**Goal:**
Restate each of the lines below word for word and drop every picture.

**Available data:**
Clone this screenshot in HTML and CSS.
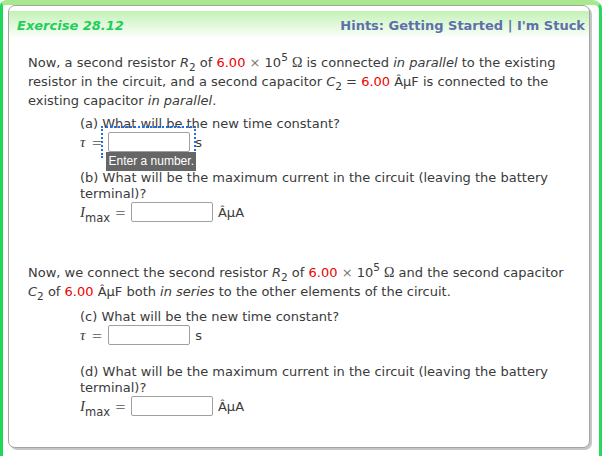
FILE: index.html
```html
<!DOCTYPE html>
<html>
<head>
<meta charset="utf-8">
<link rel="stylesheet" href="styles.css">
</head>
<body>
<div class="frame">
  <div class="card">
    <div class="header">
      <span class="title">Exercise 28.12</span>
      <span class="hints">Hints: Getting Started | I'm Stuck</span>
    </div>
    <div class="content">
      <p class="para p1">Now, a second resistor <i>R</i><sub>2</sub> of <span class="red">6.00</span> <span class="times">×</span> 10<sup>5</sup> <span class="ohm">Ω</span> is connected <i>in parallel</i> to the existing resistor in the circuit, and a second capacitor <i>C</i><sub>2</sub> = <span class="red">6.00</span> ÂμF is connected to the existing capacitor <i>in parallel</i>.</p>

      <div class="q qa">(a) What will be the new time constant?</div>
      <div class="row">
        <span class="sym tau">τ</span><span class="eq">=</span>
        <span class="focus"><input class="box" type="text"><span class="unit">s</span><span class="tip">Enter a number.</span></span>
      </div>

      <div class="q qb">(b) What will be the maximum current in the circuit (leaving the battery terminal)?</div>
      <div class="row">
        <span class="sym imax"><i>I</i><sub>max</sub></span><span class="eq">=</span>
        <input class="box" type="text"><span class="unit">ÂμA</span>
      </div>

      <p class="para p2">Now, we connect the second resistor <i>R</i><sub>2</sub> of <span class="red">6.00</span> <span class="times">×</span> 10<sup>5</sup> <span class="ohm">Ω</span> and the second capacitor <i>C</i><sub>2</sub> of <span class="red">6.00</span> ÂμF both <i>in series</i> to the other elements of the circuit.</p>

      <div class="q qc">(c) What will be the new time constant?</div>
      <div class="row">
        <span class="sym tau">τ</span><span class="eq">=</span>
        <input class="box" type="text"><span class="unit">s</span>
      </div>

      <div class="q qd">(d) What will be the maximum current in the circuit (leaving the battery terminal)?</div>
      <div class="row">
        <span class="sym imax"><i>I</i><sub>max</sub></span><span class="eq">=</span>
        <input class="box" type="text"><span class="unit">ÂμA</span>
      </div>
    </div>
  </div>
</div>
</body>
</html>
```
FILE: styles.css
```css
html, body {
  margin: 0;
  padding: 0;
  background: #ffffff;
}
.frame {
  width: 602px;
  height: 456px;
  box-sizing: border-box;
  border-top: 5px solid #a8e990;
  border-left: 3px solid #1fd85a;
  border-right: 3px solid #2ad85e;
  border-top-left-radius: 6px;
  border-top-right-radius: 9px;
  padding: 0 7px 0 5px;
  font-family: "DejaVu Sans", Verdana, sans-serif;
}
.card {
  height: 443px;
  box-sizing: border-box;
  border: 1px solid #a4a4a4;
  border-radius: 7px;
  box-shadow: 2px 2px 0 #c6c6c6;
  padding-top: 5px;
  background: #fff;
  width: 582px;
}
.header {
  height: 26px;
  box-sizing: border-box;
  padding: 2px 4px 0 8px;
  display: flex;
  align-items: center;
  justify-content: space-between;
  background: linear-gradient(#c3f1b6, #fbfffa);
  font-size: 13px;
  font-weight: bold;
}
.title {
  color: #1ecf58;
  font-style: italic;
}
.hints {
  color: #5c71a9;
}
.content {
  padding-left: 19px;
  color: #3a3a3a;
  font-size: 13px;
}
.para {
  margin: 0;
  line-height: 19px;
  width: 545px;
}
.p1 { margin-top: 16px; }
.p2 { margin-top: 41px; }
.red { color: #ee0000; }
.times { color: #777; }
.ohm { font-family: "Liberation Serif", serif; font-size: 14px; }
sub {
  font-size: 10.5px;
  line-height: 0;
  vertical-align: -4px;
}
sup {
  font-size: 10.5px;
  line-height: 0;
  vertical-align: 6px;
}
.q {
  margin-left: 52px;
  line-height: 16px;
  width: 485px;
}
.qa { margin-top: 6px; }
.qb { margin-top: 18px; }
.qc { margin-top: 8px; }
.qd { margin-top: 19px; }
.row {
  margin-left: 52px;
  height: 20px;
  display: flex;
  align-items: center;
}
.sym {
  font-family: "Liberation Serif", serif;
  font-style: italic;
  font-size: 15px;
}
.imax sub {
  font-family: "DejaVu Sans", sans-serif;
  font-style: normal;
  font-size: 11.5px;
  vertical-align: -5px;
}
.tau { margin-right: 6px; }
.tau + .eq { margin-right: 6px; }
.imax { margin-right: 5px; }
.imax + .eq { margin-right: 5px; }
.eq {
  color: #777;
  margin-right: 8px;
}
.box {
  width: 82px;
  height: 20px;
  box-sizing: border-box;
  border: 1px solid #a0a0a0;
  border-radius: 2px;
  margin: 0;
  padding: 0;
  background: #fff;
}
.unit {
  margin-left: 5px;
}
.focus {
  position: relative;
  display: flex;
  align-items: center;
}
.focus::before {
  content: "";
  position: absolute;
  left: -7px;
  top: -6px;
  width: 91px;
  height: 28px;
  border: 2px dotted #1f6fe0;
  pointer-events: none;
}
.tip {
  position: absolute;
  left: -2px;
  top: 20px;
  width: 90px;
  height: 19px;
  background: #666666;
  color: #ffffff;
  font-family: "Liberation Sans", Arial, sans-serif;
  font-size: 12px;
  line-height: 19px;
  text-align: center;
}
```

**Finished answer:**
Clone this screenshot in HTML and CSS.
FILE: index.html
```html
<!DOCTYPE html>
<html>
<head>
<meta charset="utf-8">
<link rel="stylesheet" href="styles.css">
</head>
<body>
<div class="frame">
  <div class="card">
    <div class="header">
      <span class="title">Exercise 28.12</span>
      <span class="hints">Hints: Getting Started | I'm Stuck</span>
    </div>
    <div class="content">
      <p class="para p1">Now, a second resistor <i>R</i><sub>2</sub> of <span class="red">6.00</span> <span class="times">×</span> 10<sup>5</sup> <span class="ohm">Ω</span> is connected <i>in parallel</i> to the existing resistor in the circuit, and a second capacitor <i>C</i><sub>2</sub> = <span class="red">6.00</span> ÂμF is connected to the existing capacitor <i>in parallel</i>.</p>

      <div class="q qa">(a) What will be the new time constant?</div>
      <div class="row">
        <span class="sym tau">τ</span><span class="eq">=</span>
        <span class="focus"><input class="box" type="text"><span class="unit">s</span><span class="tip">Enter a number.</span></span>
      </div>

      <div class="q qb">(b) What will be the maximum current in the circuit (leaving the battery terminal)?</div>
      <div class="row">
        <span class="sym imax"><i>I</i><sub>max</sub></span><span class="eq">=</span>
        <input class="box" type="text"><span class="unit">ÂμA</span>
      </div>

      <p class="para p2">Now, we connect the second resistor <i>R</i><sub>2</sub> of <span class="red">6.00</span> <span class="times">×</span> 10<sup>5</sup> <span class="ohm">Ω</span> and the second capacitor <i>C</i><sub>2</sub> of <span class="red">6.00</span> ÂμF both <i>in series</i> to the other elements of the circuit.</p>

      <div class="q qc">(c) What will be the new time constant?</div>
      <div class="row">
        <span class="sym tau">τ</span><span class="eq">=</span>
        <input class="box" type="text"><span class="unit">s</span>
      </div>

      <div class="q qd">(d) What will be the maximum current in the circuit (leaving the battery terminal)?</div>
      <div class="row">
        <span class="sym imax"><i>I</i><sub>max</sub></span><span class="eq">=</span>
        <input class="box" type="text"><span class="unit">ÂμA</span>
      </div>
    </div>
  </div>
</div>
</body>
</html>
```
FILE: styles.css
```css
html, body {
  margin: 0;
  padding: 0;
  background: #ffffff;
}
.frame {
  width: 602px;
  height: 456px;
  box-sizing: border-box;
  border-top: 5px solid #a8e990;
  border-left: 3px solid #1fd85a;
  border-right: 3px solid #2ad85e;
  border-top-left-radius: 6px;
  border-top-right-radius: 9px;
  padding: 0 7px 0 5px;
  font-family: "DejaVu Sans", Verdana, sans-serif;
}
.card {
  height: 443px;
  box-sizing: border-box;
  border: 1px solid #a4a4a4;
  border-radius: 7px;
  box-shadow: 2px 2px 0 #c6c6c6;
  padding-top: 5px;
  background: #fff;
  width: 582px;
}
.header {
  height: 26px;
  box-sizing: border-box;
  padding: 2px 4px 0 8px;
  display: flex;
  align-items: center;
  justify-content: space-between;
  background: linear-gradient(#c3f1b6, #fbfffa);
  font-size: 13px;
  font-weight: bold;
}
.title {
  color: #1ecf58;
  font-style: italic;
}
.hints {
  color: #5c71a9;
}
.content {
  padding-left: 19px;
  color: #3a3a3a;
  font-size: 13px;
}
.para {
  margin: 0;
  line-height: 19px;
  width: 545px;
}
.p1 { margin-top: 16px; }
.p2 { margin-top: 41px; }
.red { color: #ee0000; }
.times { color: #777; }
.ohm { font-family: "Liberation Serif", serif; font-size: 14px; }
sub {
  font-size: 10.5px;
  line-height: 0;
  vertical-align: -4px;
}
sup {
  font-size: 10.5px;
  line-height: 0;
  vertical-align: 6px;
}
.q {
  margin-left: 52px;
  line-height: 16px;
  width: 485px;
}
.qa { margin-top: 6px; }
.qb { margin-top: 18px; }
.qc { margin-top: 8px; }
.qd { margin-top: 19px; }
.row {
  margin-left: 52px;
  height: 20px;
  display: flex;
  align-items: center;
}
.sym {
  font-family: "Liberation Serif", serif;
  font-style: italic;
  font-size: 15px;
}
.imax sub {
  font-family: "DejaVu Sans", sans-serif;
  font-style: normal;
  font-size: 11.5px;
  vertical-align: -5px;
}
.tau { margin-right: 6px; }
.tau + .eq { margin-right: 6px; }
.imax { margin-right: 5px; }
.imax + .eq { margin-right: 5px; }
.eq {
  color: #777;
  margin-right: 8px;
}
.box {
  width: 82px;
  height: 20px;
  box-sizing: border-box;
  border: 1px solid #a0a0a0;
  border-radius: 2px;
  margin: 0;
  padding: 0;
  background: #fff;
}
.unit {
  margin-left: 5px;
}
.focus {
  position: relative;
  display: flex;
  align-items: center;
}
.focus::before {
  content: "";
  position: absolute;
  left: -7px;
  top: -6px;
  width: 91px;
  height: 28px;
  border: 2px dotted #1f6fe0;
  pointer-events: none;
}
.tip {
  position: absolute;
  left: -2px;
  top: 20px;
  width: 90px;
  height: 19px;
  background: #666666;
  color: #ffffff;
  font-family: "Liberation Sans", Arial, sans-serif;
  font-size: 12px;
  line-height: 19px;
  text-align: center;
}
```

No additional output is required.